[crossfire] Code cleanlieness and server stability

Sun Feb 26 22:17:08 CST 2006

Alex Schultz wrote:
> Hi,
> 
> Lately, I was reminded a bit of how there often seems to be many bugs in 
> CVS and server stability is in some ways rather poor. I was thinking a 
> bit, and a large part of it is, runaway null pointers, and developers 
> not thinking of all the areas that they might be affecting when making 
> changes to some part. I was thinking that it would be a good idea to 
> brainstorm some ideas on how these issues could be reduced. Here are 
> some ideas that came to mind for me, feel free to suggest your own of 
> course.

  Actually, the server has been relatively stable (in terms of crashes) 
recently, IMO.

  The null pointer crashes, while annoying, are also relatively easy to fix and 
find.  I'll include the more difficult bugs at the end.

> 
> -Encourage use of doxygen generated code documentation to verify what 
> things you may be affecting: I.e. 
> http://crossfire.real-time.com/code/server/index.html (would need a more 
> uptodate version than that to be of much help though)

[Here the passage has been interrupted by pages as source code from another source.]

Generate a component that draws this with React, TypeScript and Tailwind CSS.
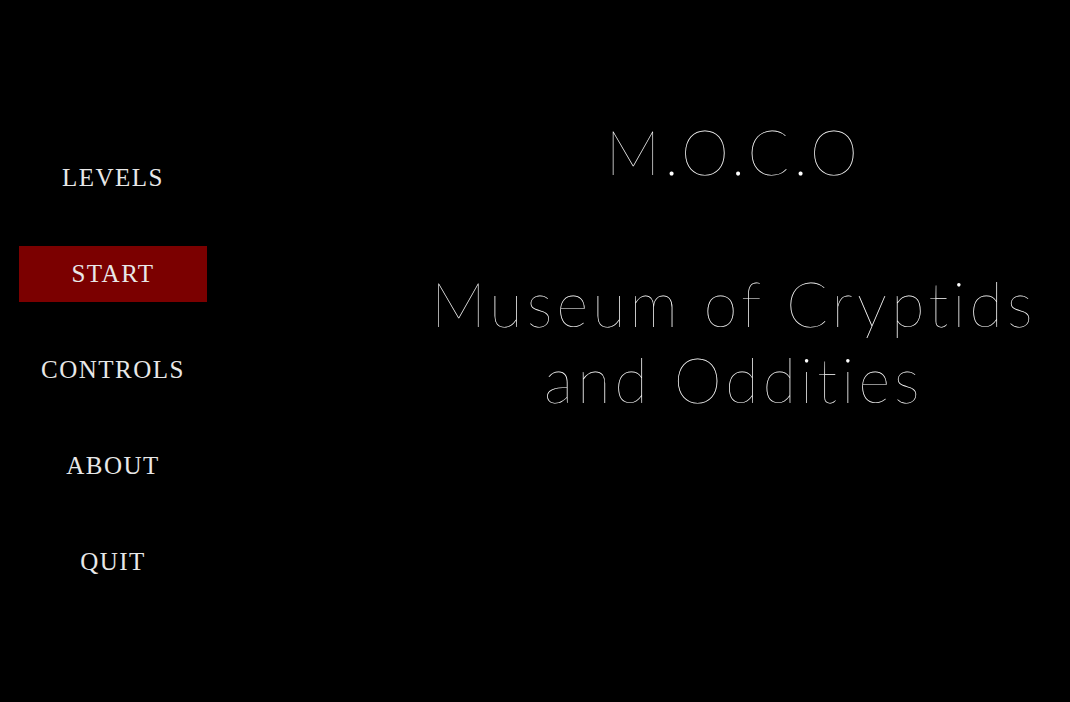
import React, { useState } from 'react';

// ─── Menu ─────────────────────────────────────────────────────────────────────

const MENU = ['LEVELS', 'START', 'CONTROLS', 'ABOUT', 'QUIT'];

const App: React.FC = () => {
  const [active, setActive] = useState('START');

  return (
    <div className="w-[1070px] h-[702px] bg-black flex overflow-hidden">

      {/* Side menu */}
      <nav className="w-[188px] ml-[19px] mt-[150px] flex flex-col gap-[40px]">
        {MENU.map(item => (
          <button
            key={item}
            onMouseEnter={() => setActive(item)}
            className={`h-[56px] w-full flex items-center justify-center text-[25px] tracking-[0.06em] text-[#e8e8e8] font-['Liberation_Serif',serif] ${
              active === item ? 'bg-[#7b0000]' : 'bg-transparent'
            }`}
          >
            {item}
          </button>
        ))}
      </nav>

      {/* Title */}
      <main className="flex-1 pl-[191px] pt-[114px]">
        <h1 className="text-center text-[61px] leading-[76px] tracking-[0.07em] font-thin text-white font-['Lato','Inter',sans-serif]">
          M.O.C.O
          <br />
          <br />
          Museum of Cryptids
          <br />
          and Oddities
        </h1>
      </main>
    </div>
  );
};

export default App;
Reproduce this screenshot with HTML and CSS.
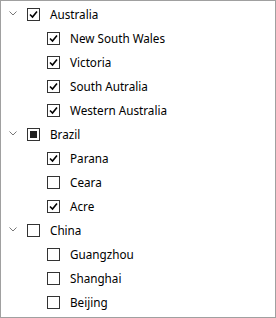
FILE: index.html
```html
<!DOCTYPE html>
<html lang="en">
<head>
  <meta charset="UTF-8" />
  <title>Tree</title>
  <link rel="stylesheet" href="styles.css">
</head>
<body>
  <div class="arvore">

    <!-- Australia -->
    <div class="no">
      <svg class="seta" width="8" height="5" viewBox="0 0 8 5"><path d="M0.5 0.5 L4 4 L7.5 0.5" fill="none" stroke="#777" stroke-width="1"/></svg>
      <span class="caixa marcada"></span>
      <span class="rotulo">Australia</span>
    </div>
    <div class="no filho"><span class="caixa marcada"></span><span class="rotulo">New South Wales</span></div>
    <div class="no filho"><span class="caixa marcada"></span><span class="rotulo">Victoria</span></div>
    <div class="no filho"><span class="caixa marcada"></span><span class="rotulo">South Autralia</span></div>
    <div class="no filho"><span class="caixa marcada"></span><span class="rotulo">Western Australia</span></div>

    <!-- Brazil -->
    <div class="no">
      <svg class="seta" width="8" height="5" viewBox="0 0 8 5"><path d="M0.5 0.5 L4 4 L7.5 0.5" fill="none" stroke="#777" stroke-width="1"/></svg>
      <span class="caixa parcial"></span>
      <span class="rotulo">Brazil</span>
    </div>
    <div class="no filho"><span class="caixa marcada"></span><span class="rotulo">Parana</span></div>
    <div class="no filho"><span class="caixa"></span><span class="rotulo">Ceara</span></div>
    <div class="no filho"><span class="caixa marcada"></span><span class="rotulo">Acre</span></div>

    <!-- China -->
    <div class="no">
      <svg class="seta" width="8" height="5" viewBox="0 0 8 5"><path d="M0.5 0.5 L4 4 L7.5 0.5" fill="none" stroke="#777" stroke-width="1"/></svg>
      <span class="caixa"></span>
      <span class="rotulo">China</span>
    </div>
    <div class="no filho"><span class="caixa"></span><span class="rotulo">Guangzhou</span></div>
    <div class="no filho"><span class="caixa"></span><span class="rotulo">Shanghai</span></div>
    <div class="no filho"><span class="caixa"></span><span class="rotulo">Beijing</span></div>

  </div>
</body>
</html>
```

FILE: styles.css
```css
body {
  margin: 0;
  padding: 0;
  background: white;
  font-family: "Noto Sans", "Open Sans", sans-serif;
  font-size: 11.7px;
  color: #000;
}

.arvore {
  box-sizing: border-box;
  width: 276px;
  height: 318px;
  border: 1px solid #a0a0a0;
  padding-top: 1px;
}

.no {
  display: flex;
  align-items: center;
  height: 24px;
  padding-left: 8px;
}

.no.filho {
  padding-left: 46px;
}

.seta {
  width: 8px;
  height: 5px;
  margin-right: 10px;
  margin-top: -1px;
}

.caixa {
  box-sizing: border-box;
  width: 13px;
  height: 13px;
  border: 1px solid #333;
  background: white;
  position: relative;
  flex: none;
}

.caixa.marcada::after {
  content: "";
  position: absolute;
  left: 1px;
  top: 1px;
  width: 9px;
  height: 9px;
  background: no-repeat center / 9px 9px url("data:image/svg+xml;utf8,<svg xmlns='http://www.w3.org/2000/svg' viewBox='0 0 9 9'><path d='M1 4.5 L3.5 7 L8 1.5' fill='none' stroke='black' stroke-width='1.6'/></svg>");
}

.caixa.parcial::after {
  content: "";
  position: absolute;
  left: 2px;
  top: 2px;
  width: 7px;
  height: 7px;
  background: #222;
}

.rotulo {
  margin-left: 10px;
  line-height: 16px;
}
```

  Yes - that would seem to be easy to do.  I'm not that familar with doxygen, 
but I'd also think that it should be possible to use makefiles to generate the 
data?  If so, keeping that information up to date should end up being pretty easy.

> 
> -Sometimes when a bug gets fixed, the person who caused it might not 
> know, and therefore the developer is more likely to do similar things 
> again without knowing it. It might not be very difficult to make a small 
> script that can check with cvs commit last changed a given line of code 
> or function in the code, and one could easily notify the person who made 
> the mistake of what they did wrong. This might be a bit of an 
> over-engineered thing, but right now, just brainstorming ideas.

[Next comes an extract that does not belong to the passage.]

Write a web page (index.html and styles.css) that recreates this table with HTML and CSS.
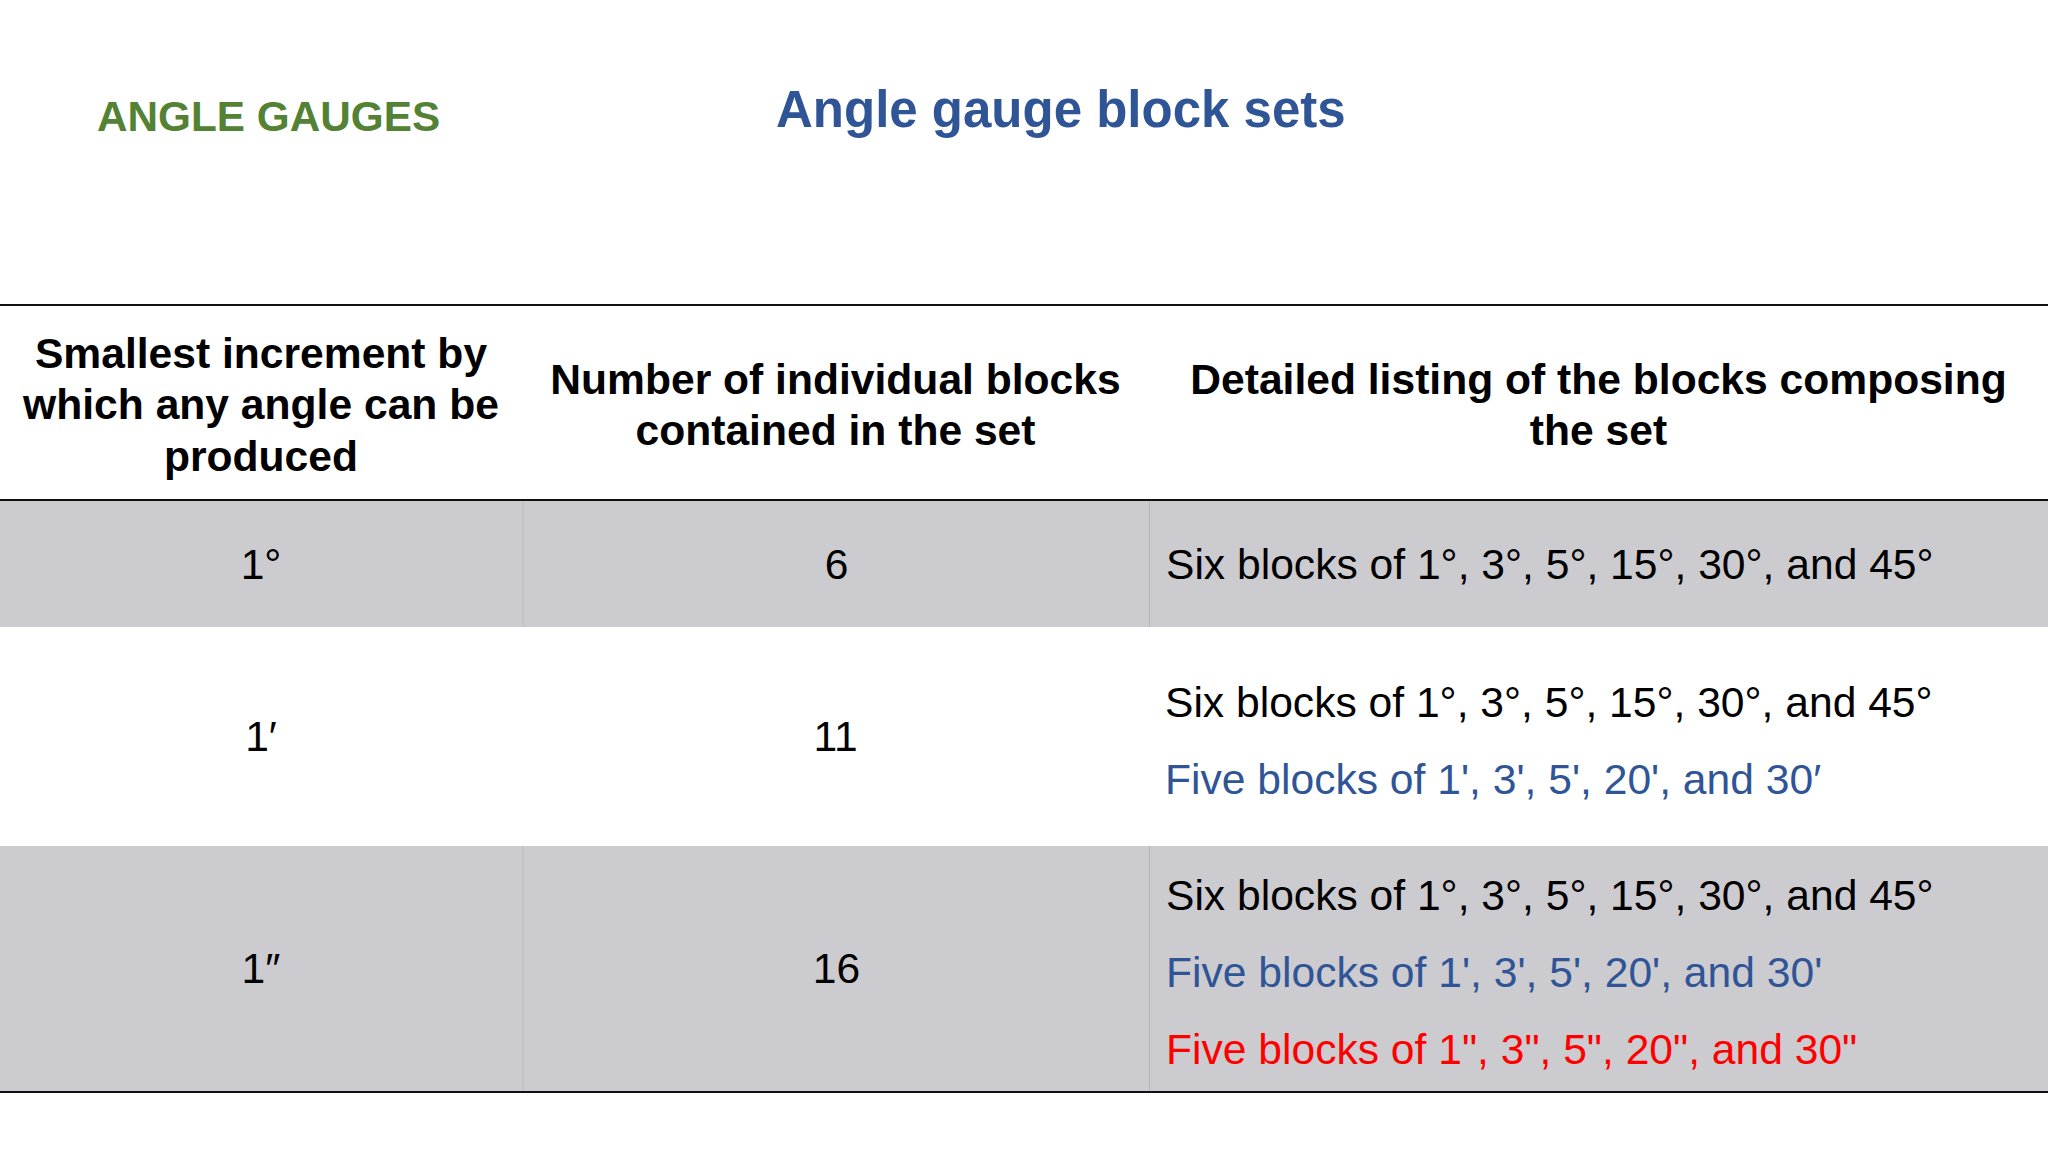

  I'd think such a script could be tricky and/or error prone.

  For example, whitespace (or other minor formatting changes) could show foo as 
the last person that modified it, but that isn't the real source of the bug. 
The other case, which is also likely to confuse scripts, is when someone changes 
code near the bad line, but not the line itself.

  Also, the notification to this previous person would have to be carefully done 
so as not to look like a blame game.  There is also the problem that some code 
may no longer have an active developer.

  One easy thing I would suggest is that all code developers be on the 
crossfire-CVS mailing list so they see the commits, and thus can keep an eye out 
for what things have been changed/fixed, and whether that was their code.

  However, this still doesn't really fix the problem itself, which is good 
coding practices.

> 
> -Clean up the code structure: IMHO, the first step would be moving 
> functions around between files and making that organization a bit 
> clearer. Also, though plugins might have some merits, they are not the 
> way to go for achieving cleaner code. Greater separation of parts would 
> be good, but plugins will just have a bit of overhead and similar 
> separation can be achieved just moving around which code is in what 
> files. After the code is moved around between files, I think the next 
> step to do would be removing redundant code which there seems to be a 
> bit of (i.e. in many places, there are many separate implementation of 
> very similar functions that should be implemented as a single function, 
> with perhaps some extra arguments to very slight variants).

  To some extent, I agree, but this also seems to be going back to the code 
cleanup discussion.

  One thing I'd add to such a code cleanup is that there should be the 
willingness to break things (that can be fixed on the map level) for cleaner code.

  A lot of functions are overly complicated because code was put in place to fix 
map bug X, Y, and Z.

  As for other common bugs that could be cleaned up:

1) buffer overruns - snprintf, strncpy, etc, should always be used.  Buffer 
overruns are often very hard to find, because they blow away the stack.  And 
often, while the code seems safe (sprintf(buf,"abc %s", foo) because foo will 
never be longer enough be cause an overflow of buf), things change such that foo 
now can become long enough to cause that overflow.

2) Presumption that valid result will be found in time.  The recent hangs 
(infinite loops) on metalforge where caused by the movement code, but also 
because the random map code presumes that if tries enough, it will eventually 
find an unblocked space to put the item.  There are/were perhaps other cases - 
I'll eventually generate a treasure, etc.  All such loops should probably have 
some count on the number of tries, and time out at some point (and print out an 
error message).

3) Functions that stores results in a static string and return that.  Aside from 
not being thread safe,non threaded code still run into issues, like:

  cp1 = foo(abc);
  some code;
  cp2 = foo(def);
  now so something with cp1, which isn't what we expect

  The real fix here is to modify all such functions to take as a paremeter the 
buffer to store the data into.  If a null is passed as such a buffer, the 
function could do a malloc/strdup for us (although, this may not be a good 
solution - creates more code issues (up there, they did a free() on the return. 
  Do I need to do that)

4) It may be worthwhile to revisit the entire shared string functions - it saves 
some cpu and memory, but also makes things a lot harder to track down if some 
code things it can modify op->name for example.

  In addition, it isn't 100% consistently used - most code uses it, yet there is 
other code that just uses strdup (for different variables mind you), but it 
could help simplify code if the strdup method was just used everything.

  Certainly, this current mix causes problems when some code does op->name = 
strdup().